When El quits the Factory and it's been no place for any kind of fun with her except when it comes to the work, always the work, who can really make sense of how the hot passion and stung "wanting" I felt for her last year briefly fires up again, but tempered by the laid-back, forever live and let live love I feel now, working through me? It can be a sad, horny, silly, happy mix-up for an hour or two. And who can tell the emotional overload a dad with a daughter for a great friend and now a life very much her own feels with each "see you soon"? We all go through stuff like this.
So what's the VoW thing?
Women often tell it best, just as they can talk sex better than many men, take "porn" without pumping and grinding, add touch and feeling and sense, make it much more erotic. Hence my thing about stuff they sing. Take Laura Burhenn (her site). You'll not find her music at Amazon. If you're Josh Faust ('The Conjecturer' -- new address), she warmed your heart in being "very helpful vandalizing his Jeep, and wound up being a fun partner with whom to sing "I Believe in a Thing Called Love'..." (Josh last May). He added:
"Laura Burhenn is a perfect example of how independent musicians will eventually save the record industry from itself, from the downward spiral of over-marketed throwaway acts and slutty teenagers pandering to lecherous old men. She breaks all the molds of the young, beautiful, aspiring singer, and does so in a way that surpasses many established female songstresses."
Heard of Laura? Better still, listened to Laura? If so, great. If not, she'll blow you away. I hope. Happy sad and so much more. Our lives, her take on them.
Here are a few names, a handful famous, some known, others obscure:
Jennifer Terran. Autour de Lucie. Bettina Covo. Gemma Hayes. Caecilie Norby. Jolie Holland. Emma Milan. Sarah Fimm. Natalie Imbruglia. Sahara Hotnights. Keren Ann. Delta Goodrem. HEM. Coralie Clement. Dani Siciliano. Ojos de Brujo. Julia Hülsmann. Rebekka Bakken. Ellen Allien. Jessica Dye. Liz Phair. KT Tunstall. Eliane Elias. Sharon Allitt. Julia Fordham. The very young Michelle Branch, who, like the Kid, has got something special and a maturity ahead of her years, to catch up with herself if the industry doesn't, heaven forbid, Britney spear her brain.
Yes. The Kid blew it when she led her dad to unexplored shelves at Virgin and in the FNAC!
Now she gets the surprises. "PJ Harvey? Camille? Hey! Can I, can I, can I...?" She knows she may. It's an open library, on condition nobody gets ripped off, above all the artists.
Since lists are boring, that's only a bit of the bunch, all women, many first-rate lyricists, tried and tested for long enough, good album from bad, to sell their voices to me. Some are just starting out. Natalie Imbruglia (almost Official) is, of course, Australian. Sahara Hotnights (.com) are four Swedish women. They need a boost, encouragement. Even Natalie, if she's to keep it, stay herself. The habit of comparing one voice with another by "critics" is so common it's dangerously abused. OK, she may sound "a bit like..." and to say so can give clues, but no more than that.

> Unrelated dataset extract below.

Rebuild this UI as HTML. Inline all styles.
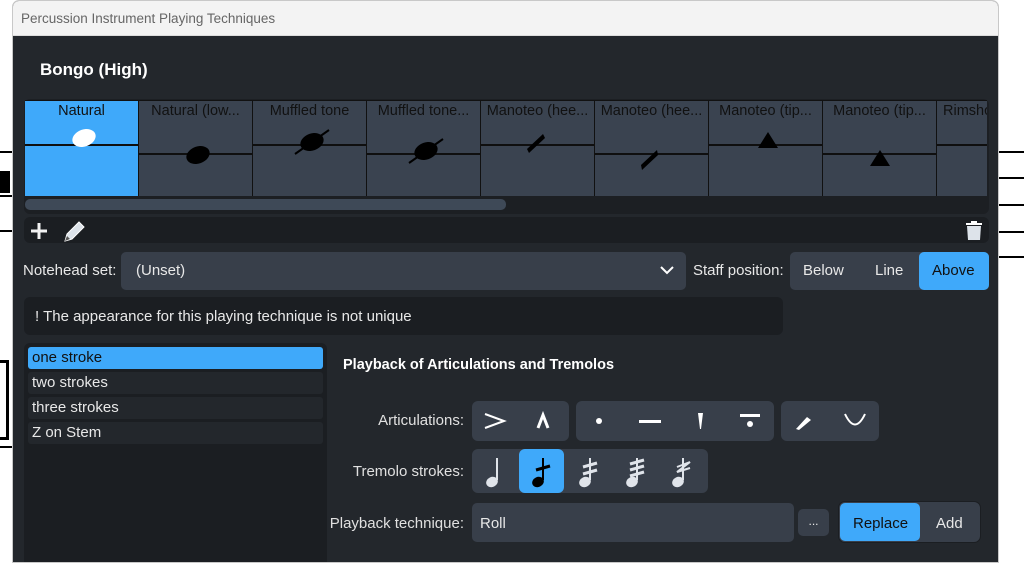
<!DOCTYPE html>
<html><head><meta charset="utf-8"><style>
*{box-sizing:border-box;margin:0;padding:0}
body{width:1024px;height:563px;overflow:hidden;background:#fff;position:relative;font-family:"Liberation Sans",sans-serif;font-size:15px;color:#e8e8e8}
.a{position:absolute}
.ln{position:absolute;background:#000;height:2px}
.win{left:12px;top:0;width:987px;height:563px;border:1px solid #c8c8c8;border-radius:7px 7px 0 0;overflow:hidden;background:#23272c}
.title{left:0;top:0;width:100%;height:35px;background:#f3f3f3;border-bottom:1px solid #ddd;color:#666;font-size:13.5px;padding:10px 0 0 8px}
.tile{position:absolute;top:0;width:114px;height:96px;background:#3a4350;border-right:1px solid #111;color:#111;font-size:14.5px;text-align:center;padding-top:2px;white-space:nowrap;overflow:hidden}
.tile .s{position:absolute;left:0;right:0;height:2px;background:#0f0f0f}
.ctl{background:#383f4a;border-radius:5px}
.pan{background:#1b1e22;border-radius:6px}
.it{position:absolute;left:4px;width:295px;height:22px;background:#23272c;border-radius:3px;padding:2px 0 0 4px;font-size:15px}
.grp{position:absolute;background:#383f4a;border-radius:6px}
.lbl{position:absolute;text-align:right;font-size:15px;color:#e0e0e0}
</style></head><body>
<div class="ln" style="left:0;top:151px;width:12px"></div>
<div class="a" style="left:0;top:171px;width:10px;height:22px;background:#000"></div>
<div class="ln" style="left:0;top:195px;width:12px"></div>
<div class="ln" style="left:0;top:230px;width:12px"></div>
<div class="a" style="left:0;top:360px;width:9px;height:80px;border:3px solid #000;border-left:none"></div>
<div class="ln" style="left:0;top:446px;width:12px"></div>
<div class="ln" style="left:999px;top:151px;width:25px"></div>
<div class="ln" style="left:999px;top:177px;width:25px"></div>
<div class="ln" style="left:999px;top:204px;width:25px"></div>
<div class="ln" style="left:999px;top:231px;width:25px"></div>
<div class="ln" style="left:999px;top:256px;width:25px"></div>

<div class="a win">
<div class="a title">Percussion Instrument Playing Techniques</div>
<div class="a" style="left:27px;top:59px;font-size:17px;font-weight:bold;color:#fff">Bongo (High)</div>

<div class="a pan" style="left:11px;top:98px;width:965px;height:115px;background:#1c1f23"></div>
<div class="a" style="left:12px;top:99px;width:962px;height:96px;overflow:hidden;border-top:1px solid #111">
 <div class="tile" style="left:0;background:#3fa9fa">Natural<div class="s" style="top:43px"></div><svg class="a" style="left:46px;top:26px" width="26" height="22"><ellipse cx="13" cy="11" rx="12" ry="8.5" transform="rotate(-20 13 11)" fill="#fff"/></svg></div>
 <div class="tile" style="left:114px">Natural (low...<div class="s" style="top:52px"></div><svg class="a" style="left:46px;top:43px" width="26" height="22"><ellipse cx="13" cy="11" rx="12" ry="8.5" transform="rotate(-20 13 11)" fill="#000"/></svg></div>
 <div class="tile" style="left:228px">Muffled tone<div class="s" style="top:43px"></div><svg class="a" style="left:40px;top:26px" width="40" height="30"><line x1="2" y1="27" x2="36" y2="3" stroke="#000" stroke-width="2"/><ellipse cx="19" cy="15" rx="12" ry="8.5" transform="rotate(-20 19 15)" fill="#000"/></svg></div>
 <div class="tile" style="left:342px">Muffled tone...<div class="s" style="top:52px"></div><svg class="a" style="left:40px;top:35px" width="40" height="30"><line x1="2" y1="27" x2="36" y2="3" stroke="#000" stroke-width="2"/><ellipse cx="19" cy="15" rx="12" ry="8.5" transform="rotate(-20 19 15)" fill="#000"/></svg></div>
 <div class="tile" style="left:456px">Manoteo (hee...<div class="s" style="top:43px"></div><svg class="a" style="left:44px;top:28px" width="24" height="24"><path d="M2 20 L18 5 L20 9 L4 24Z" fill="#000"/></svg></div>
 <div class="tile" style="left:570px">Manoteo (hee...<div class="s" style="top:52px"></div><svg class="a" style="left:44px;top:46px" width="24" height="24"><path d="M2 18 L18 3 L19 8 L3 23Z" fill="#000"/></svg></div>
 <div class="tile" style="left:684px">Manoteo (tip...<div class="s" style="top:43px"></div><svg class="a" style="left:48px;top:30px" width="22" height="18"><path d="M1 17 L11 1 L21 17Z" fill="#000"/></svg></div>
 <div class="tile" style="left:798px">Manoteo (tip...<div class="s" style="top:52px"></div><svg class="a" style="left:46px;top:48px" width="22" height="18"><path d="M1 17 L11 1 L21 17Z" fill="#000"/></svg></div>
 <div class="tile" style="left:912px;text-align:left;padding-left:6px">Rimshot<div class="s" style="top:43px"></div></div>
</div>
<div class="a" style="left:12px;top:198px;width:481px;height:11px;background:#3e4957;border-radius:5px"></div>

<div class="a pan" style="left:11px;top:216px;width:965px;height:26px"></div>
<svg class="a" style="left:15px;top:219px" width="22" height="22"><path d="M11 3V19M3 11H19" stroke="#f2f2f2" stroke-width="3"/></svg>
<svg class="a" style="left:48px;top:218px" width="26" height="26"><path d="M4 22 L6 15 L18 3 L23 8 L11 20Z" fill="#dde3ea" stroke="#fff" stroke-width="1"/><path d="M4 22 L6 17 L9 20Z" fill="#555"/></svg>
<svg class="a" style="left:951px;top:219px" width="20" height="22"><rect x="2" y="3" width="16" height="2" fill="#fff"/><rect x="7" y="1" width="6" height="2" fill="#fff"/><path d="M3 6 H17 L16 20 H4Z" fill="#dde3ea"/></svg>

<div class="a" style="left:10px;top:261px">Notehead set:</div>
<div class="a ctl" style="left:108px;top:251px;width:565px;height:38px"></div>
<div class="a" style="left:123px;top:261px">(Unset)</div>
<svg class="a" style="left:647px;top:264px" width="14" height="10"><path d="M1 2 L7 8 L13 2" stroke="#fff" stroke-width="2" fill="none"/></svg>
<div class="a" style="left:680px;top:261px">Staff position:</div>
<div class="a ctl" style="left:777px;top:251px;width:199px;height:38px"></div>
<div class="a" style="left:906px;top:251px;width:70px;height:38px;background:#3fa9fa;border-radius:5px"></div>
<div class="a" style="left:790px;top:261px">Below</div>
<div class="a" style="left:862px;top:261px">Line</div>
<div class="a" style="left:919px;top:261px;color:#111">Above</div>

<div class="a pan" style="left:11px;top:296px;width:759px;height:38px"></div>
<div class="a" style="left:22px;top:307px">! The appearance for this playing technique is not unique</div>

<div class="a pan" style="left:11px;top:342px;width:303px;height:230px">
 <div class="it" style="top:4px;background:#3fa9fa;color:#111">one stroke</div>
 <div class="it" style="top:29px">two strokes</div>
 <div class="it" style="top:54px">three strokes</div>
 <div class="it" style="top:79px">Z on Stem</div>
</div>

<div class="a" style="left:330px;top:356px;font-weight:bold;color:#fff;font-size:14.5px">Playback of Articulations and Tremolos</div>

<div class="lbl" style="left:300px;width:151px;top:411px">Articulations:</div>
<div class="grp" style="left:459px;top:400px;width:97px;height:40px"></div>
<div class="grp" style="left:563px;top:400px;width:198px;height:40px"></div>
<div class="grp" style="left:768px;top:400px;width:98px;height:40px"></div>
<svg class="a" style="left:459px;top:400px" width="420" height="40">
 <path d="M13 13 L32 20 L13 27" stroke="#fff" stroke-width="2" fill="none"/>
 <path d="M66 27 L71 14 L76 27" stroke="#fff" stroke-width="3" fill="none"/>
 <circle cx="127" cy="20" r="3" fill="#fff"/>
 <rect x="167" y="19" width="22" height="3" fill="#fff"/>
 <path d="M226 12 L231 12 L229 28 L228 28Z" fill="#fff"/>
 <rect x="268" y="13" width="20" height="3" fill="#fff"/><circle cx="278" cy="23" r="3" fill="#fff"/>
 <path d="M324 28 L335 16 L339 19 L327 29Z" fill="#fff"/>
 <path d="M373 13 Q383 34 393 13" stroke="#fff" stroke-width="2" fill="none"/>
</svg>

<div class="lbl" style="left:300px;width:151px;top:462px">Tremolo strokes:</div>
<div class="grp" style="left:459px;top:448px;width:236px;height:44px"></div>
<div class="a" style="left:506px;top:448px;width:45px;height:44px;background:#3fa9fa;border-radius:6px"></div>
<svg class="a" style="left:459px;top:448px" width="240" height="44">
 <g fill="#e0e4ea" stroke="#e0e4ea"><ellipse cx="20" cy="33" rx="6" ry="5" transform="rotate(-25 20 33)" stroke="none"/><line x1="25" y1="31" x2="25" y2="9" stroke-width="2"/></g>
 <g fill="#000" stroke="#000"><ellipse cx="66" cy="33" rx="6" ry="5" transform="rotate(-25 66 33)" stroke="none"/><line x1="71" y1="31" x2="71" y2="9" stroke-width="2"/><line x1="64" y1="21" x2="78" y2="17" stroke-width="3"/></g>
 <g fill="#e0e4ea" stroke="#e0e4ea"><ellipse cx="113" cy="33" rx="6" ry="5" transform="rotate(-25 113 33)" stroke="none"/><line x1="118" y1="31" x2="118" y2="9" stroke-width="2"/><line x1="111" y1="18" x2="125" y2="14" stroke-width="3"/><line x1="111" y1="25" x2="125" y2="21" stroke-width="3"/></g>
 <g fill="#e0e4ea" stroke="#e0e4ea"><ellipse cx="160" cy="33" rx="6" ry="5" transform="rotate(-25 160 33)" stroke="none"/><line x1="165" y1="31" x2="165" y2="9" stroke-width="2"/><line x1="158" y1="15" x2="172" y2="11" stroke-width="3"/><line x1="158" y1="21" x2="172" y2="17" stroke-width="3"/><line x1="158" y1="27" x2="172" y2="23" stroke-width="3"/></g>
 <g fill="#e0e4ea" stroke="#e0e4ea"><ellipse cx="206" cy="33" rx="6" ry="5" transform="rotate(-25 206 33)" stroke="none"/><line x1="211" y1="31" x2="211" y2="9" stroke-width="2"/><path d="M205 18 L218 13 L205 23 L218 19" stroke-width="2" fill="none"/></g>
</svg>

<div class="lbl" style="left:300px;width:151px;top:514px">Playback technique:</div>
<div class="a ctl" style="left:459px;top:502px;width:322px;height:39px"></div>
<div class="a" style="left:467px;top:514px">Roll</div>
<div class="a ctl" style="left:785px;top:508px;width:31px;height:27px;text-align:center;font-size:12px;padding-top:5px">...</div>
<div class="a" style="left:825px;top:500px;width:143px;height:42px;background:#383f4a;border:1px solid #1b1e22;border-radius:7px"></div>
<div class="a" style="left:827px;top:502px;width:80px;height:38px;background:#3fa9fa;border-radius:5px"></div>
<div class="a" style="left:840px;top:514px;color:#111">Replace</div>
<div class="a" style="left:923px;top:514px">Add</div>
</div>
</body></html>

Styles in the list range from electronic to tango, rock anthem to very cool jazz, blue poetry to new age, whatever. I've left out the many Africans, most of the stars who've grown up without losing it, which is why I admire Madonna, the dunno-what Indian fusion...
I'll be careful to avoid making the bank manager see red again, but I've got deep into the VoW project, because Ana Gracey is a long way from alone in needing all the promotion and informed, constructive "criticism" she can get, mostly of the "Since you've got it, why not risk...?" kind.
If I tell you about already well-known song-writer musicians, it'll be when I hear things others may not have said. It's fantastic fun, full of insights, and I'm discovering song after song so good it stops me being able to read in the Métro or elsewhere because somebody's telling me stories either straight or with great wit and wordplay so well that occasionally I wonder why I ever bother to write another word myself. I concentrate and absorb.
If this goes on, anything that's ever happened to anybody may be somewhere on my iPod, often in the voice of a woman, along with countless dreams and flights into other dimensions. Lapses into banal lyrics don't bother me greatly if the music's good.
This stuff has to be shared. I'll still do sci-fi reviews and the like occasionally, but the screenplay and promoting real talent without hype and bullshit now take priority over anything else but friends. If an artist ceases to be themselves, just part and "product" of the System, I lose interest.
I almost wish those who sustain my insatiable curiosity laid off sex more often (as of course they quite often do) because this may mean too more nights like last night. My sole wish on leaving the Factory was to lay somebody hot and get laid, with lots of fun and no fuss. Just really well and the longer the better.
Instead here I am, a head filled with fine set words, the right sounds. There's no sex in that tricky LP scene, but my ears took in the occasional memorably sticky line about how some woman's juices are flowing and what they'd like done about it. Straight away. Never heard the like on the radio when I was a lad. Often still don't. Censorship is stronger than we like to imagine. I reckon it'll get worse for some who tell it like it is. After all, anybody can be called a "terrorist": what a useful way for a System to wage "permanent war" on its "enemies within". And you're stuck with this drivel...
Oh well, poor sap I may be, but the sap keeps right on rising.